I would strongly disagree. I think beyond ~264 is where luck starts coming into play. My evidence for this is all those IMGs you read about who study like crazy for 2 years and score in the 260s. For the vast majority, it's unrealistic because they're not willing to put in the sacrifice it takes to get there. It's the people who study like they're in dedicated for a year straight who could take Step 1 ten times and get 260s on every form. Most students can't even fathom that amount of sacrifice. I know it's an unpopular opinion, but I think it's the truth.
We're all waiting for your 265+ performance! When you take a NBME tell us what you get.

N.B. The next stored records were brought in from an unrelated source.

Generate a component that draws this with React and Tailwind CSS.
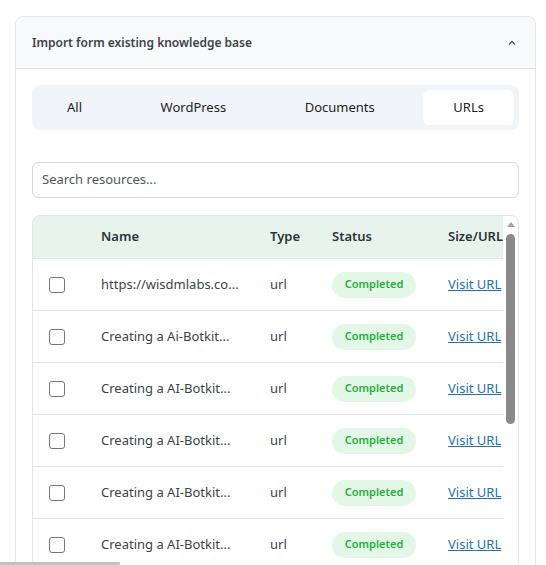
import React from "react";

const TABS = ["All", "WordPress", "Documents", "URLs"];

const ROWS = [
  "https://wisdmlabs.co...",
  "Creating a Ai-Botkit...",
  "Creating a AI-Botkit...",
  "Creating a AI-Botkit...",
  "Creating a AI-Botkit...",
  "Creating a AI-Botkit...",
  "Creating a AI-Botkit...",
];

const COLS = "grid grid-cols-[68px_169px_62px_116px_1fr] items-center";

const App = () => {
  return (
    <div
      className="h-screen overflow-hidden bg-white pl-[15px] pt-4"
      style={{ fontFamily: '"Noto Sans", "Open Sans", sans-serif' }}
    >
      <div className="w-[521px] rounded-lg border border-[#e3e5e8] bg-white">
        {/* Accordion header */}
        <div className="flex h-[52px] items-center justify-between rounded-t-lg border-b border-[#e3e5e8] bg-[#f8f9fa] pl-4 pr-[19px]">
          <span className="text-[12px] font-semibold text-[#3c434a]">Import form existing knowledge base</span>
          <svg width="8" height="6" viewBox="0 0 8 6" fill="none">
            <polyline points="1,4.5 4,1.5 7,4.5" stroke="#50575e" strokeWidth="1.4" />
          </svg>
        </div>

        <div className="px-4 pt-4">
          {/* Tabs */}
          <div className="flex h-[45px] items-center justify-between rounded-lg bg-[#f1f4f8] p-[5px]">
            {TABS.map((tab) => (
              <div
                key={tab}
                className={`flex h-[35px] items-center rounded-md px-[30px] text-[13px] text-[#1d2327] ${
                  tab === "URLs" ? "bg-white" : ""
                }`}
              >
                {tab}
              </div>
            ))}
          </div>

          {/* Search */}
          <div className="mt-8 flex h-9 items-center rounded-md border border-[#d5d7dc] px-[9px] text-[13px] text-[#50575e]">
            Search resources...
          </div>

          {/* Table */}
          <div className="mt-[17px] flex overflow-hidden rounded-lg border border-[#e3e5e8]">
            <div className="min-w-0 flex-1 overflow-hidden">
              <div className={`${COLS} h-[42px] bg-[#e8f3ee] text-[13px] font-semibold text-[#2c3338] whitespace-nowrap`}>
                <span />
                <span>Name</span>
                <span>Type</span>
                <span>Status</span>
                <span>Size/URL</span>
              </div>
              {ROWS.map((name, i) => (
                <div
                  key={i}
                  className={`${COLS} h-[52px] border-t border-[#e3e5e8] text-[13px] text-[#3c434a] whitespace-nowrap`}
                >
                  <span className="pl-[16px]">
                    <span className="block h-4 w-4 rounded-[3px] border border-[#767676] bg-white" />
                  </span>
                  <span>{name}</span>
                  <span>url</span>
                  <span>
                    <span className="inline-flex h-[26px] w-[84px] items-center justify-center rounded-full bg-[#e3f7e6] text-[11px] font-semibold text-[#1fae3a]">
                      Completed
                    </span>
                  </span>
                  <span className="text-[#2271b1] underline">Visit URL</span>
                </div>
              ))}
            </div>

            {/* Scrollbar */}
            <div className="flex w-[15px] flex-col items-center bg-white pt-[6px]">
              <svg width="8" height="5" viewBox="0 0 8 5">
                <polygon points="0,5 4,0 8,5" fill="#a3a3a3" />
              </svg>
              <div className="mt-[7px] h-[190px] w-[9px] rounded-full bg-[#8a8a8a]" />
            </div>
          </div>
        </div>
      </div>

      {/* Page horizontal scrollbar thumb */}
      <div className="fixed bottom-0 left-0 h-[3px] w-[120px] rounded-r-full bg-[#c1c1c1]" />
    </div>
  );
};

export default App;
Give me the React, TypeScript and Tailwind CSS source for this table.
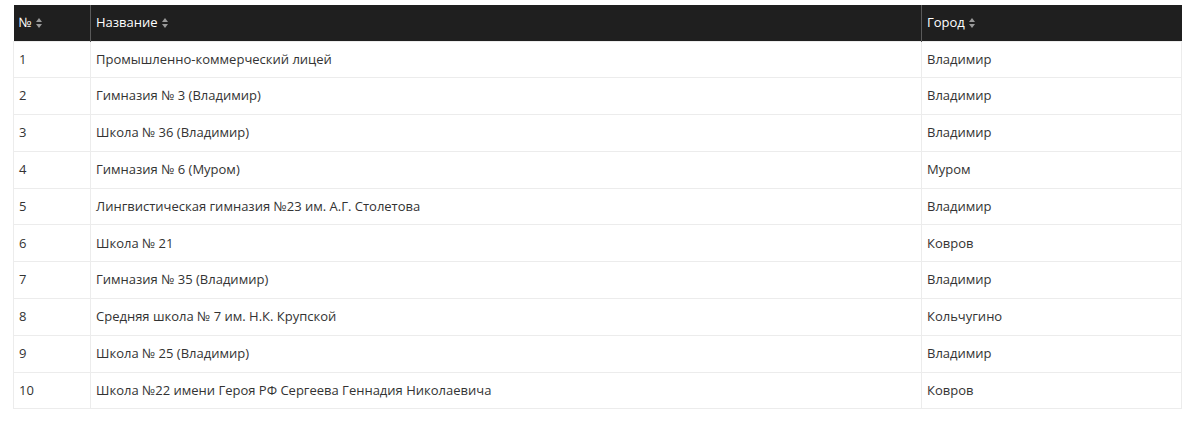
const schools: [string, string][] = [
  ["Промышленно-коммерческий лицей", "Владимир"],
  ["Гимназия № 3 (Владимир)", "Владимир"],
  ["Школа № 36 (Владимир)", "Владимир"],
  ["Гимназия № 6 (Муром)", "Муром"],
  ["Лингвистическая гимназия №23 им. А.Г. Столетова", "Владимир"],
  ["Школа № 21", "Ковров"],
  ["Гимназия № 35 (Владимир)", "Владимир"],
  ["Средняя школа № 7 им. Н.К. Крупской", "Кольчугино"],
  ["Школа № 25 (Владимир)", "Владимир"],
  ["Школа №22 имени Героя РФ Сергеева Геннадия Николаевича", "Ковров"],
];

function SortIcon() {
  return (
    <svg className="ml-[4px] inline-block h-[10px] w-[6px] align-[-1px]" viewBox="0 0 6 10" fill="#9a9a9a">
      <polygon points="3 0 6 4 0 4" />
      <polygon points="0 6 6 6 3 10" />
    </svg>
  );
}

export default function App() {
  return (
    <div className="min-h-[432px] bg-white pt-[5px] pl-[13px] pr-[18px]" style={{ fontFamily: '"Open Sans", sans-serif' }}>
      <table className="w-full border-collapse text-[13px] text-[#333]">
        <thead>
          <tr className="h-[36px] bg-[#1f1f1f] text-left text-white">
            <th className="w-[77px] border-r border-[#5a5a5a] px-[5px] font-medium">
              №<SortIcon />
            </th>
            <th className="border-r border-[#5a5a5a] px-[5px] font-medium">
              Название<SortIcon />
            </th>
            <th className="w-[260px] px-[5px] font-medium">
              Город<SortIcon />
            </th>
          </tr>
        </thead>
        <tbody>
          {schools.map(([name, city], i) => (
            <tr key={i} className="h-[36.8px] border border-[#ececec]">
              <td className="border-r border-[#ececec] px-[5px]">{i + 1}</td>
              <td className="border-r border-[#ececec] px-[5px]">{name}</td>
              <td className="px-[5px]">{city}</td>
            </tr>
          ))}
        </tbody>
      </table>
    </div>
  );
}
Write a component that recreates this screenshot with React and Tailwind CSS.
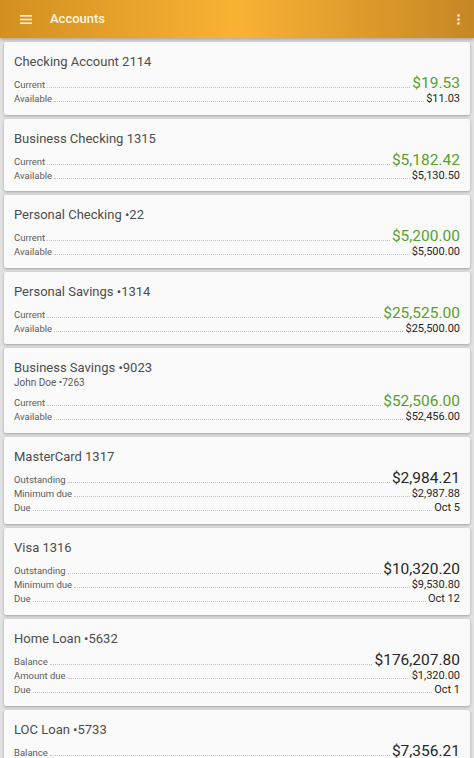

anyone know where in Zanki are the cards for Joint pathoma video? its not in MSK deck
Yes... with the caveat that sometimes it is really difficult to figure out what they are asking due to the poor writing of the questions. So maybe take a few % away from those IMO. I'm sure people will disagree, but I thought they could be more clear in what they were looking for in their actual question. I'm sure a 98% is pushing 280, but I have absolutely nothing to back up that claim lol.
Good luck @Pepe18 !!
I think if you miss 5 questions (98%) on the whole exam you are probably up at like 285-290, uncharted territory. I have scoured these forums trying to find a conversion for percentages for the high-end scores, and it's really all over the place. If I had to make a guess, it seems very very roughly like on the real exam-
95%+ correct -----> 270s
90%+ correct ------>260s
Of course this depends a lot on how hard the form was and if the ones you missed were experimental or whatnot.
I got 220 on NBME 17 one day. Then after one day’s gap, I got exactly 220 again on UWSA1.
Is this even possible? Aren’t UWSAs suppose to overpredict? After having done first pass of UW (which was system based btw), I found UWSA1 extremely hard! Specially since I had been focusing more on NBMEs recently and we all know they’re cakes.